Process sandboxing has become prominent mainly thanks to Linux containers, an ecosystem and movement primarily oriented toward the needs of running backend services. Sadly, adoption in build systems still lags far behind the world of services. Since service startup latency isn't usually a huge concern, it also wouldn't surprise me if the relevant kernel code paths are not as optimized as they could be.

The benchmarks

In each benchmark, the underlying process is true, which exits immediately. The measured time always includes launching the process and waiting for its completion.
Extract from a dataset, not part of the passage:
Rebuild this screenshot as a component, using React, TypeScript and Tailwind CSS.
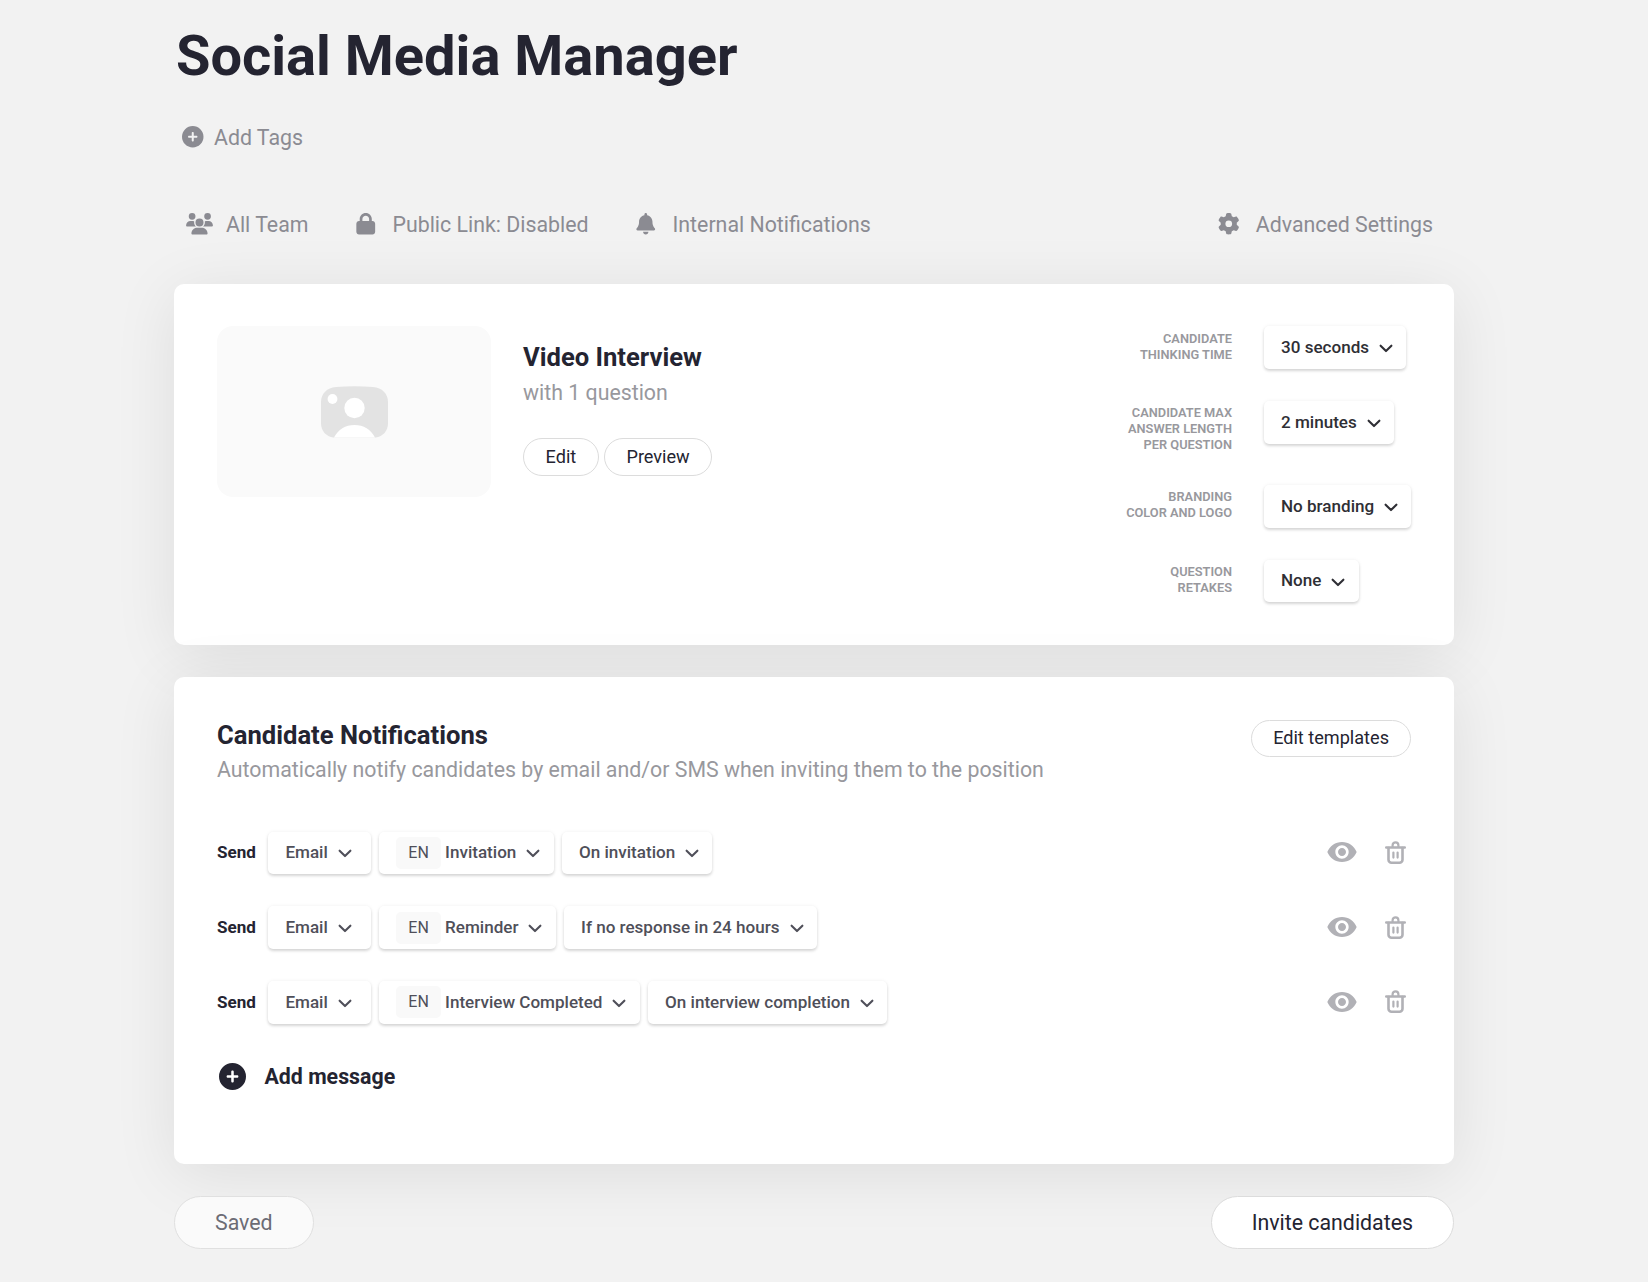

The following setups are tested:

No sandboxing, just a regular Unix process
No sandboxing, but executed under sh -c
Minimal Bubblewrap sandbox (just remounting /)
Full Bubblewrap sandbox with all namespaces unshared
The unshare command with all namespaces unshared
The Rust unshare crate with all namespaces unshared
docker run (with alpine image)
podman run (with alpine image)

Just a regular true process gives us the baseline for process invocation latency. Running under sh doesn't tell us anything about sandboxing, but it's a useful sense of scale because wrapper shell scripts are extremely common in most build setups.

Bubblewrap / bwrap is a very nice low level sandboxing tool which supports a huge number of isolation features. The second configuration relative to the first should isolate the relative cost of the namespace setup specifically. Since Bubblewrap requires running under an explicit filesystem sandbox, I add unshare (which just does namespaces) to try to isolate the cost of the bind mount.
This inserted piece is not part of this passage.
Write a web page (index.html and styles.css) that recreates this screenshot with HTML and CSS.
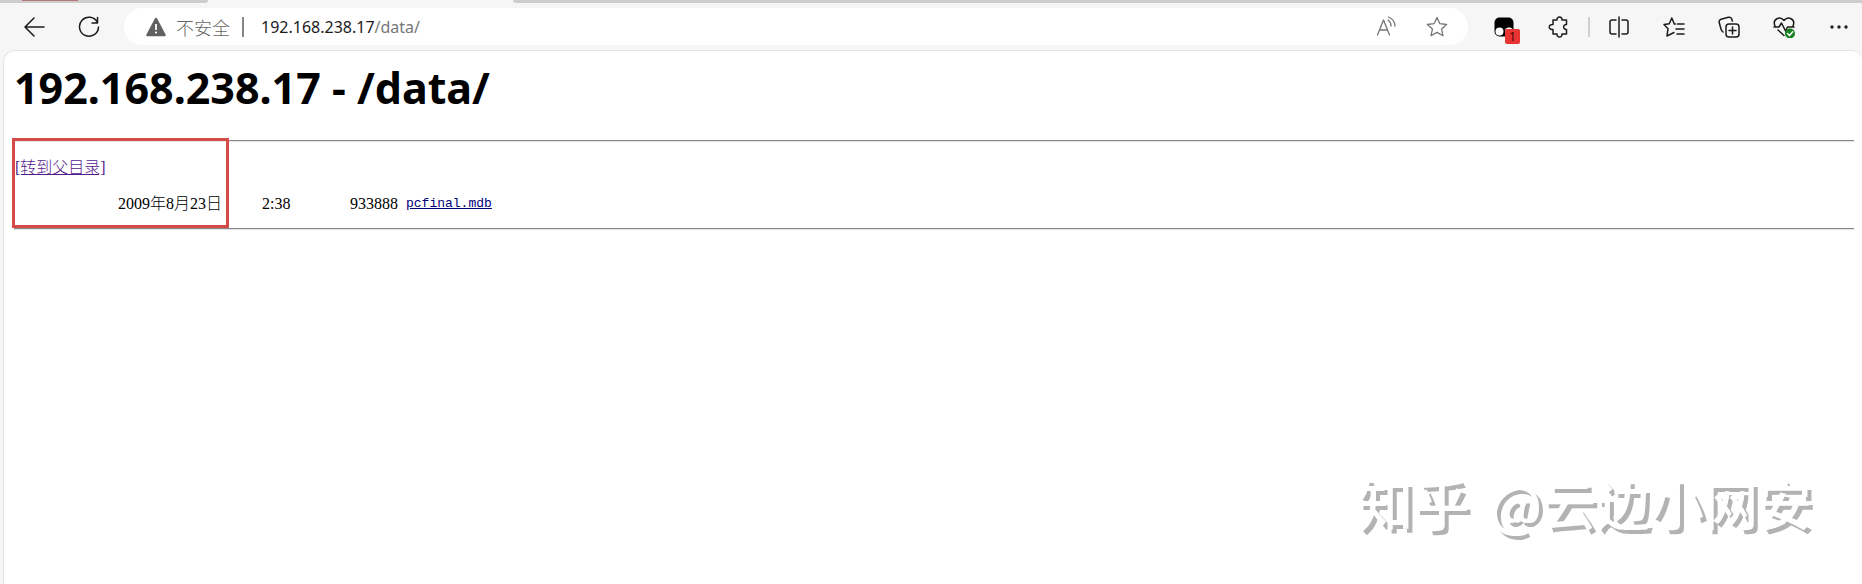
FILE: index.html
```
<!DOCTYPE html>
<html lang="zh-CN">
<head>
<meta charset="utf-8">
<title>192.168.238.17 - /data/</title>
<link rel="stylesheet" href="styles.css">
</head>
<body>
<div class="tabs"><div class="tab-left"><i class="tab-mark"></i></div><div class="tab-right"></div></div>
<header class="toolbar">
  <nav class="nav">
    <button class="icon" aria-label="返回"><svg width="22" height="22" viewBox="0 0 22 22"><path d="M11 2 2 11l9 9M2 11h19"/></svg></button>
    <button class="icon" aria-label="刷新"><svg width="22" height="22" viewBox="0 0 22 22"><path d="M19.5 6.500A9.500 9.500 0 1 0 20.500 11M19.500 1.500v5.500h-5.500"/></svg></button>
  </nav>
  <div class="address">
    <svg class="warn" width="20" height="20" viewBox="0 0 20 20"><path d="M10 2 18.500 18h-17z" fill="#606060" stroke="#606060" stroke-width="2.500" stroke-linejoin="round"/><path d="M10 7v6" stroke="#fff" stroke-width="1.800"/><circle cx="10" cy="15.500" r="1.100" fill="#fff"/></svg>
    <span class="unsafe">不安全</span>
    <i class="bar"></i>
    <div class="url">192.168.238.17<span class="path">/data/</span></div>
    <button class="icon grey" aria-label="朗读此页"><svg width="22" height="22" viewBox="0 0 22 22"><path d="m1.500 19 6-15 6 15M3.500 14h8M12 4q3 2 3 6M12.500 1q6.500 3 6.500 9"/></svg></button>
    <button class="icon grey star" aria-label="收藏"><svg width="22" height="22" viewBox="0 0 22 22"><path d="m11 1.500 2.900 6.200 6.700.8-5 4.600 1.400 6.700-6-3.400-6 3.400 1.400-6.700-5-4.600 6.700-.8z"/></svg></button>
  </div>
  <div class="actions">
    <button class="icon ext" aria-label="扩展程序"><svg width="22" height="22" viewBox="0 0 22 22"><rect x="1.500" y="1.500" width="19" height="19" rx="5" fill="#000" stroke="none"/><circle cx="6.500" cy="15.500" r="4" fill="#fff" stroke="none"/><circle cx="16" cy="15.500" r="4" fill="#fff" stroke="none"/></svg><span class="badge">1</span></button>
    <button class="icon" aria-label="扩展"><svg width="22" height="22" viewBox="0 0 22 22"><path d="M5 4h4c-.5-4 5.500-4 5 0h4.500v4.500c-3.800-.3-3.800 5.300 0 5v4.500h-4.500c.5 4-5.500 4-5 0H5v-4.500c-5 .3-5-5.300 0-5z"/></svg></button>
    <i class="rule"></i>
    <button class="icon" aria-label="拆分屏幕"><svg width="22" height="22" viewBox="0 0 22 22"><path d="M8 4H4Q2 4 2 6v10q0 2 2 2h4M14 4h4q2 0 2 2v10q0 2-2 2h-4M11 1v20"/></svg></button>
    <button class="icon" aria-label="收藏夹"><svg width="22" height="22" viewBox="0 0 22 22"><path d="M12.500 8h-1.200L8.800 2 6.300 7.800l-5.300.7 4 4.200L4 20l7-3.500M14.500 8H21M13 13h8M14 18h7"/></svg></button>
    <button class="icon" aria-label="集锦"><svg width="22" height="22" viewBox="0 0 22 22"><rect x="8" y="8" width="13" height="13" rx="3"/><path d="M14.500 11v7M11 14.500h7M5 16Q3.500 15 3 13L1.200 6.500Q.8 4 3 3.200L10.500 1.300Q13 1 13.800 3l.6 2"/></svg></button>
    <button class="icon" aria-label="浏览器概要"><svg width="22" height="22" viewBox="0 0 22 22"><path d="M2 10C-1 3 7-.5 11 4.500 15-.5 23 3 20 10M1 11h5l2.500-4 4 8 2-4H21M5 14l6 5.500"/><circle cx="17" cy="17.500" r="5" fill="#16811f" stroke="none"/><path d="m14.500 17.500 2 2 3.200-3.700" stroke="#fff"/></svg></button>
    <button class="icon" aria-label="设置及其他"><svg width="22" height="22" viewBox="0 0 22 22"><g fill="#222" stroke="none"><circle cx="4" cy="11" r="1.700"/><circle cx="11" cy="11" r="1.700"/><circle cx="18" cy="11" r="1.700"/></g></svg></button>
  </div>
</header>
<main class="page">
  <h1 class="title">192.168.238.17 - /data/</h1>
  <hr class="line">
  <div class="listing">
    <a class="parent" href="#">[转到父目录]</a>
    <div class="entry"><span>2009年8月23日</span><span class="time">2:38</span><span class="size">933888</span><a class="file" href="#">pcfinal.mdb</a></div>
    <i class="highlight"></i>
  </div>
  <hr class="line">
  <div class="watermark"><span class="brand">知乎</span> @云边小网安</div>
</main>
</body>
</html>
```
FILE: styles.css
```
* { box-sizing: border-box; }
body {
  margin: 0;
  min-height: 100vh;
  display: flex;
  flex-direction: column;
  background: #f6f6f6;
  color: #000;
  font-family: "Open Sans", "Noto Sans CJK SC", sans-serif;
}
.tabs { display: flex; justify-content: space-between; height: 3px; }
.tab-left { width: 208px; background: #cdcdcd; border-radius: 0 0 4px 0; padding-left: 22px; }
.tab-mark { display: block; width: 56px; height: 1px; background: #b9797c; }
.tab-right { flex: 1; margin-left: 305px; background: #cdcdcd; border-radius: 0 0 0 4px; }
.toolbar { display: flex; align-items: center; height: 47px; padding: 0 12px 0 23px; }
.nav { display: flex; gap: 33px; width: 101px; }
.icon {
  position: relative;
  display: block;
  flex: none;
  width: 22px;
  height: 22px;
  padding: 0;
  border: 0;
  background: none;
}
.icon svg { display: block; fill: none; stroke: #1b1b1b; stroke-width: 1.5; stroke-linecap: round; stroke-linejoin: round; }
.grey svg { stroke: #757575; stroke-width: 1.3; }
.address {
  display: flex;
  flex: 1;
  align-items: center;
  height: 37px;
  padding: 0 20px 0 22px;
  border-radius: 19px;
  background: #fff;
}
.unsafe { margin-left: 10px; color: #666; font-family: "Noto Sans CJK SC", sans-serif; font-weight: 300; font-size: 18px; line-height: 24px; }
.bar { width: 2px; height: 20px; margin: 0 17px 0 12px; background: #858585; }
.url { flex: 1; font-family: "Noto Sans", sans-serif; font-size: 16px; line-height: 24px; color: #1b1b1b; }
.path { color: #777; }
.star { margin-left: 28px; }
.actions { display: flex; align-items: center; gap: 33px; margin-left: 25px; }
.rule { width: 2px; height: 20px; margin: 0 -15px; background: #cfcfcf; }
.badge {
  position: absolute;
  left: 12px;
  top: 13px;
  width: 15px;
  height: 15px;
  border-radius: 2px;
  background: #e93434;
  color: #300;
  font: 12px/15px "Open Sans", sans-serif;
  text-align: center;
}
.page {
  position: relative;
  flex: 1;
  margin-left: 3px;
  padding: 8px 8px 0 10px;
  border: 1px solid #e3e3e3;
  border-width: 1px 0 0 1px;
  border-radius: 12px 10px 0 0;
  background: #fff;
}
.title { margin: 0 0 23px; font-family: "Noto Sans", sans-serif; font-size: 43px; line-height: 58px; font-weight: 700; }
.line { height: 2px; margin: 0; border: 0; border-top: 1px solid #888; border-bottom: 1px solid #e4e4e4; }
.listing { position: relative; padding: 14px 0 12px 1px; font-family: "Liberation Serif", "Noto Sans CJK SC", serif; font-size: 16px; line-height: 24px; font-weight: 300; }
.parent { display: block; width: max-content; margin-bottom: 12px; color: #551a8b; }
.entry { display: flex; padding-left: 103px; }
.time { width: 32px; margin-left: 40px; }
.size { margin-left: 56px; }
.file { margin-left: 8px; color: #00007a; font-family: "Liberation Mono", monospace; font-size: 13px; }
.highlight { position: absolute; left: -2px; top: -4px; bottom: 0; width: 217px; border: 3px solid #d64b47; pointer-events: none; }
.watermark {
  position: absolute;
  right: 50px;
  bottom: 41px;
  color: #fff;
  font-family: "Noto Sans CJK SC", sans-serif;
  font-size: 54px;
  line-height: 80px;
  font-weight: 500;
  text-shadow: 4px 4px 0 #b3b3b3;
}
.brand { margin-right: 8px; font-size: 56px; }
```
In a real build system which natively understands sandboxing, it might make sense to perform the sandbox setup system calls directly in the build system process. This would only incur one level of process overhead, rather than adding an extra process by using something like bwrap. To simulate this, I test a Rust library which sets up Linux namespaces in-process, and then invokes the target process (still true). Since the benchmark script is written in Rust and the measurements are taken internal to the process, this avoids the extra process overhead.

For completeness, I test Docker and Podman since they provide most of the isolation features relevant to a build system (plus a lot more features relevant to services).
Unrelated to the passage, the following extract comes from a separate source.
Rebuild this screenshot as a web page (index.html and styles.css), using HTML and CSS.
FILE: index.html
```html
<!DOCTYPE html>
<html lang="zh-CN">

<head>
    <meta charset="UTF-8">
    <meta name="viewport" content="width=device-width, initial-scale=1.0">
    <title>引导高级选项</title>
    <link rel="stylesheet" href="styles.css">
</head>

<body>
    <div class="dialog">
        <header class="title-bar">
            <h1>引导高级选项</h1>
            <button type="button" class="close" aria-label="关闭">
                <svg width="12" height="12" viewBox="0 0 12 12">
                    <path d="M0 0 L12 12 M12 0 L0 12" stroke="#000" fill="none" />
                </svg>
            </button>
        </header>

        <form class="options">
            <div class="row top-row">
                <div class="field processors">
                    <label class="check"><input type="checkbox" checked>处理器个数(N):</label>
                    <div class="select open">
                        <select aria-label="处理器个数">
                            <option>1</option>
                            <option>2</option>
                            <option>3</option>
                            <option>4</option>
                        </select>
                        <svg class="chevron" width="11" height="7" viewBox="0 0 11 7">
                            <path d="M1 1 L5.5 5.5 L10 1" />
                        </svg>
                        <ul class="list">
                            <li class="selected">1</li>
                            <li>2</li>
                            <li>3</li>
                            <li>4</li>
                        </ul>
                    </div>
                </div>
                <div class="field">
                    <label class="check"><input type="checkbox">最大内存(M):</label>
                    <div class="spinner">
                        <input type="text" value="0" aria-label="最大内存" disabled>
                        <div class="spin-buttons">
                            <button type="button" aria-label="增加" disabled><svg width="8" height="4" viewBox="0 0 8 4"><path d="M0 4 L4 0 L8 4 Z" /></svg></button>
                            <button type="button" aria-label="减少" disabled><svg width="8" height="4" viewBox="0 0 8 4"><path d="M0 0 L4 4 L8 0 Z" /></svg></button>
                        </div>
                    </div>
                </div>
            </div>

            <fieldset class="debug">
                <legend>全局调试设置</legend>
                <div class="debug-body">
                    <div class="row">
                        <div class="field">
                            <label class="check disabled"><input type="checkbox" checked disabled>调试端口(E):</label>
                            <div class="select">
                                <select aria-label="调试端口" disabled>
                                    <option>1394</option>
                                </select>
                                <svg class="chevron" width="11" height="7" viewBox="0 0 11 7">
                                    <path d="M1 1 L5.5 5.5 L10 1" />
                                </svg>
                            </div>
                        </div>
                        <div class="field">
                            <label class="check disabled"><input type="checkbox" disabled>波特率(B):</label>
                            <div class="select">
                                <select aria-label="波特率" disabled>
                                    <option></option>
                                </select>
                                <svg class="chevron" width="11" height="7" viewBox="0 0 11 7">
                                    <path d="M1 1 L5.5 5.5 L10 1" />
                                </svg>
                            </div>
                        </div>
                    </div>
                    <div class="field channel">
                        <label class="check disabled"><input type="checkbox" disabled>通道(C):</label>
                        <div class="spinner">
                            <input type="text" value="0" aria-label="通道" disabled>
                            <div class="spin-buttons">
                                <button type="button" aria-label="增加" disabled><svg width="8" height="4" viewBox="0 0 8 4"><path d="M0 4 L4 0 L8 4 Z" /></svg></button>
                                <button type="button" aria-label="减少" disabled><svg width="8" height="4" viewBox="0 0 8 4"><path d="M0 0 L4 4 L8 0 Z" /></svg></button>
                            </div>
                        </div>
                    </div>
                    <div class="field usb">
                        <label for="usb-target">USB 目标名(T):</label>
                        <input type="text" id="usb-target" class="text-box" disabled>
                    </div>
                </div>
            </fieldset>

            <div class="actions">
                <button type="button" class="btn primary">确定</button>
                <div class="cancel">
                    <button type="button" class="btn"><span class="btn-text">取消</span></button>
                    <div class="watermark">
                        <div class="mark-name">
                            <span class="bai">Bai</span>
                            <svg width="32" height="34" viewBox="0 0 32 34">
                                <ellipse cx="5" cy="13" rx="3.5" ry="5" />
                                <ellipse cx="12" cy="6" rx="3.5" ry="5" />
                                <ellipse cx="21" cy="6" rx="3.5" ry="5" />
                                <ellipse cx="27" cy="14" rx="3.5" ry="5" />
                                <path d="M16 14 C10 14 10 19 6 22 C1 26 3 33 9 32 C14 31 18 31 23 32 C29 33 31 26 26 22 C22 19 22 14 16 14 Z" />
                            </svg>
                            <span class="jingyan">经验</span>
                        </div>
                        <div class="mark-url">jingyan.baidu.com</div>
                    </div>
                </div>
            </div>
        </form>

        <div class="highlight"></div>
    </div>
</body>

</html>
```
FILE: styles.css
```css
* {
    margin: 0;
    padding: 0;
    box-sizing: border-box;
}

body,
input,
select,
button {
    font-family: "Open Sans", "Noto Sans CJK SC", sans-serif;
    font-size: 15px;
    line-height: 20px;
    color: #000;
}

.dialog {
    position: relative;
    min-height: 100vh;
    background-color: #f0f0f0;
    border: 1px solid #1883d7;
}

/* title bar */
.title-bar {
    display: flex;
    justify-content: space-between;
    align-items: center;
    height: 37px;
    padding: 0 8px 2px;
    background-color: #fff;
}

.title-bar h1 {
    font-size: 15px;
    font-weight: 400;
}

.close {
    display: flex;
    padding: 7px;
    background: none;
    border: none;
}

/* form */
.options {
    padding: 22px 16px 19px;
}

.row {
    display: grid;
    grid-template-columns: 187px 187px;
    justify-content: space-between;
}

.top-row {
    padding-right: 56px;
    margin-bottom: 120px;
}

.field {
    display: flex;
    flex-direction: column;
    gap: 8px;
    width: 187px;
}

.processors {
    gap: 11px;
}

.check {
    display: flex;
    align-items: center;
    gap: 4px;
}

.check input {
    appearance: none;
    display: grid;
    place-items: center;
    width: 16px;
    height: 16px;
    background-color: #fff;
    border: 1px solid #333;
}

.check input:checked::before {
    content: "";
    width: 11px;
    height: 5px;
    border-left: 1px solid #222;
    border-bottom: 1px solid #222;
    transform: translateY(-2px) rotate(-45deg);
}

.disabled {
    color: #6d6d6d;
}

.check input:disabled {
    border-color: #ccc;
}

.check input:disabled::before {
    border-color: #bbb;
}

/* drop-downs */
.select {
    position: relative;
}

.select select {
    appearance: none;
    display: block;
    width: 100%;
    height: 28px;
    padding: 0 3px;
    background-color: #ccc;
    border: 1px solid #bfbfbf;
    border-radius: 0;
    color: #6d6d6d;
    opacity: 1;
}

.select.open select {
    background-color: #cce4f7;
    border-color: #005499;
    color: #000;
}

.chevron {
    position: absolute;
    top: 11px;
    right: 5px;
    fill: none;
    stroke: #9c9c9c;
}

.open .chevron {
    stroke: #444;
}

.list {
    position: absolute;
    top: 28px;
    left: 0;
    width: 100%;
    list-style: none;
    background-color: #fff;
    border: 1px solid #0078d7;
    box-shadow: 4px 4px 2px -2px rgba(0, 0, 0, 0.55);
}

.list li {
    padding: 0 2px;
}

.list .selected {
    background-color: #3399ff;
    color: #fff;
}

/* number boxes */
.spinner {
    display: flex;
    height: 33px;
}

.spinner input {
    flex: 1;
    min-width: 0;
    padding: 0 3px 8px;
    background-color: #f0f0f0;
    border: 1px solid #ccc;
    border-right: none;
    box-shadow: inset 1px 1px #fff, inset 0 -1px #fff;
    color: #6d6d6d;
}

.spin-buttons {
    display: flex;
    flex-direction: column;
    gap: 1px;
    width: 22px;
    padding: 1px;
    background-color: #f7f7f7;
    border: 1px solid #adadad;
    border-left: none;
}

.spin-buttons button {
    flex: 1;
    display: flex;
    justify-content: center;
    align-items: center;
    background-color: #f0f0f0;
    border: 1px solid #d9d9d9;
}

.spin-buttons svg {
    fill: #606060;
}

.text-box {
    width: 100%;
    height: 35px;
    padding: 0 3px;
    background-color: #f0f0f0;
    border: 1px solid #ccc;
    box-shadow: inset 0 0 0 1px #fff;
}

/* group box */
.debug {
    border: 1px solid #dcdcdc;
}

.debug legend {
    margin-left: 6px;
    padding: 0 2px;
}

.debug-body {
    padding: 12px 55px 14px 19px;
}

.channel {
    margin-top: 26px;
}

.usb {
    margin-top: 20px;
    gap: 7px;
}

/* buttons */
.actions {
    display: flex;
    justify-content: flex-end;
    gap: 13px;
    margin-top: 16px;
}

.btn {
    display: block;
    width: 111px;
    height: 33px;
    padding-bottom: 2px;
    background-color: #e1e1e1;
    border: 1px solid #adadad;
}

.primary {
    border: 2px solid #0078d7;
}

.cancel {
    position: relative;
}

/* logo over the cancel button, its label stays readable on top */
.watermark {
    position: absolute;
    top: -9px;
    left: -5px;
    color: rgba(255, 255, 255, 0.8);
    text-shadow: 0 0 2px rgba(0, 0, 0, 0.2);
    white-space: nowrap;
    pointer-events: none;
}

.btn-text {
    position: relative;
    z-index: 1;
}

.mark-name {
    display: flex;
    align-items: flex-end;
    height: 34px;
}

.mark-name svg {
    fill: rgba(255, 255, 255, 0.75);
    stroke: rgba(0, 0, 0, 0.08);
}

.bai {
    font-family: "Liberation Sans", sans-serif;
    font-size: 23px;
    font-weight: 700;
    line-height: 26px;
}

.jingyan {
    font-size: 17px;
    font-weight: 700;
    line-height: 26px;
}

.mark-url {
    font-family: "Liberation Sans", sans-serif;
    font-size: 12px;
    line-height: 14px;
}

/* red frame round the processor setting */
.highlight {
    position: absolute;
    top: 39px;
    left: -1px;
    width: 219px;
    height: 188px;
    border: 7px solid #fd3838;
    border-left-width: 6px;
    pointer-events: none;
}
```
A note on `$PATH` resolution

I ran the benchmarks in a Nix shell, which sets a very long $PATH list, so I (correctly) guessed that searching for true by name might affect the results. Except for the container tests (where this shouldn't be as much of an issue with the alpine image), each mechanism invokes true through a resolved path.

While I'm not super interested in the overhead incurred by long $PATH searches, I also added a benchmark which just invokes true as is. Like sh -c, this can help give a useful sense of scale.

Results

My machine is a Ryzen 7 2700X desktop running NixOS 23.05 on ZFS. None of the benchmarks had any significant variance (after warm-up time), so the numbers here are all just averages.

Mechanism	Total time (ms)
normal process, resolved	0.653
normal process, unresolved	1.067
`sh -c`	3.670
`bwrap`	2.171
`bwrap` with namespaces	2.903
`unshare` command	3.110
`unshare` library	2.293
`docker run`	248
`podman run`	402

Omitting the container tests for reasons of scale, I've plotted both the total time of each mechanism, and the marginal overhead on top of the baseline process invocation time:

Sandboxing mechanism performance

The benchmark code can be found on GitHub.

Conclusions

Sandboxing via Linux namespaces adds an overhead a few times the overhead of an unsandboxed process. However it's still quite fast, so sandboxing should be used whenever possible in build systems. In these benchmarks we used true which should have negligible run time, but a real compiler or code generator likely dwarfs the process invocation time, sandboxed or not.

It's important to remember that any process invocation is still about five orders of magnitude slower than a function call. It would be really cool to design a compiler which can use a build system to cache the compilation of individual functions, for example, but the overhead would be prohibitively expensive.

Bubblewrap

Bubblewrap looks pretty well optimized. It's wholly superior to the unshare command, and its namespacing overhead (relative to the filesystem-only configuration) is significantly less than the unshare library, which avoids a whole process layer. This is impressive considering Bubblewrap's focus is security.

Containers

I was quite surprised that Docker and Podman had such high latency. They obviously do a lot more bookkeeping, but I thought it would be maybe an order of magnitude slower at worst. Widespread familiarity with container technology may make it seem like an attractive sandboxing mechanism for builds (and technically it checks most of the right boxes), but the overhead makes it problematic. You certainly could not use it for translation-unit level granularity, but the fact that it's in the realm of human-observable latency makes me want to rule it out even for very course granularity.

Shell

I was not surprised to find that adding a shell wrapper has an overhead significantly greater than the theoretical minimum (i.e. one extra process overhead). However the fact that it was roughly on par with the sandboxing mechanisms is a useful heuristic: if you wouldn't think twice about wrapping a command in a shell script (very common in build systems), you probably shouldn't care about sandboxing overhead.

`$PATH` resolution

Resolving true on each invocation added a very significant overhead. I really expected filesystem caching in the kernel to take care of this after the initial run, but apparently not.

Technically this isn't enforced by Nix itself, but it's the canonical way to use it as defined by nixpkgs.

It's always bothered me that Bazel includes "correct" in its motto, when it doesn't even try to stop you from using tools from the host.

Bazel has --experimental_use_hermetic_linux_sandbox but it's not widely used and very off the beaten path.